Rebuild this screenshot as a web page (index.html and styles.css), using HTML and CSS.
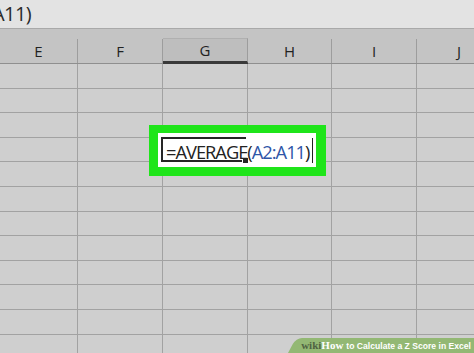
FILE: index.html
```html
<!DOCTYPE html>
<html>
	<head>
		<title>Calculate a Z Score in Excel</title>
		<link rel="stylesheet" href="styles.css">
	</head>
	<body>
		<div class="formula-bar"><span class="formula-text">A11)</span></div>

		<div class="sheet">
			<div class="col-head"><span>E</span></div>
			<div class="col-head"><span>F</span></div>
			<div class="col-head active"><span>G</span></div>
			<div class="col-head"><span>H</span></div>
			<div class="col-head"><span>I</span></div>
			<div class="col-head last"><span>J</span></div>
		</div>
		<div class="sheet rows" id="rows"></div>

		<div class="highlight">
			<div class="cell-outline"><i class="fill-handle"></i></div>
			<span class="entry">=AVERAGE(<span class="ref">A2:A11</span>)</span>
			<i class="caret"></i>
		</div>

		<div class="watermark">
			<div class="watermark-bg"></div>
			<span class="wh-wiki">wiki</span><span class="wh-how">How</span>
			<span class="wh-title">to Calculate a Z Score in Excel</span>
		</div>

		<script>
			var rows = document.getElementById("rows");
			for (var i = 0; i < 12 * 6; i++) {
				var cell = document.createElement("div");
				cell.className = "cell";
				rows.appendChild(cell);
			}
		</script>
	</body>
</html>
```

FILE: styles.css
```css
body {
	margin: 0;
	width: 474px;
	height: 353px;
	overflow: hidden;
	position: relative;
	background: #cfcfcf;
	font-family: "Open Sans", "Liberation Sans", sans-serif;
}

.formula-bar {
	height: 28px;
	background: #e3e3e3;
	border-bottom: 1px solid #a9a9a9;
	overflow: hidden;
}
.formula-text {
	display: block;
	margin-left: -8px;
	padding-top: 0;
	font-size: 20px;
	color: #2a2a2a;
	letter-spacing: -0.6px;
}

.sheet {
	display: grid;
	grid-template-columns: 78px 85px 85px 84px 85px 1fr;
}

.col-head {
	height: 35px;
	box-sizing: border-box;
	padding-top: 10px;
	background: #c4c4c4;
	border-bottom: 1px solid #8f8f8f;
}
.col-head > span {
	display: flex;
	align-items: center;
	justify-content: center;
	height: 24px;
	box-sizing: border-box;
	border-right: 1px solid #9d9d9d;
	font-size: 15px;
	color: #222;
}
.col-head.last > span {
	border-right: none;
	justify-content: flex-end;
	padding-right: 13px;
}
.col-head.active > span {
	background: #bebebe;
	border-top: 1px solid #b0b0b0;
	border-bottom: 2px solid #3a3a3a;
	height: 25px;
	margin-top: -1px;
}
.col-head.active {
	border-bottom-color: #3a3a3a;
}

.rows {
	grid-auto-rows: 24.6px;
}
.cell {
	box-sizing: border-box;
	border-right: 1px solid #a2a2a2;
	border-bottom: 1px solid #a2a2a2;
}
.cell:nth-child(6n) {
	border-right: none;
}

.highlight {
	position: absolute;
	left: 149px;
	top: 125px;
	width: 158px;
	height: 34px;
	border: 9px solid #1fe51a;
	border-top-width: 8px;
	border-right-width: 10px;
	background: #fff;
	display: flex;
	align-items: center;
}
.cell-outline {
	position: absolute;
	left: 3px;
	top: 4px;
	width: 83px;
	height: 21px;
	border: 2px solid #262626;
	border-right: none;
}
.fill-handle {
	position: absolute;
	right: -3px;
	bottom: -4px;
	width: 5px;
	height: 5px;
	background: #262626;
	border: 1px solid #fff;
}
.entry {
	position: relative;
	margin-left: 8px;
	margin-top: 2px;
	font-size: 18.3px;
	letter-spacing: -1px;
	color: #232323;
	white-space: nowrap;
}
.ref {
	color: #2f56a8;
}
.caret {
	position: relative;
	margin-left: 3px;
	margin-top: 1px;
	width: 1px;
	height: 25px;
	background: #222;
}

.watermark {
	position: absolute;
	right: 0;
	bottom: 0;
	height: 15px;
	display: flex;
	align-items: baseline;
	padding: 0 3px 0 17px;
	line-height: 15px;
	white-space: nowrap;
}
.watermark-bg {
	position: absolute;
	left: 4px;
	right: -10px;
	top: 0;
	bottom: 0;
	background: #93b874;
	border-top-left-radius: 6px;
	transform: skewX(-28deg);
	transform-origin: bottom left;
}
.wh-wiki,
.wh-how,
.wh-title {
	position: relative;
	font-weight: bold;
}
.wh-wiki,
.wh-how {
	font-family: "Liberation Serif", serif;
	font-size: 11px;
}
.wh-wiki {
	color: #4f6342;
}
.wh-how {
	color: #fff;
	margin-right: 3px;
}
.wh-title {
	font-family: "Liberation Sans", sans-serif;
	font-size: 8.6px;
	color: #fff;
}
```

※

- Stated exercise
Filter the data for the string "index" and copy every line that has it.

- Correct output
Rebuild this screenshot as a web page (index.html and styles.css), using HTML and CSS.
FILE: index.html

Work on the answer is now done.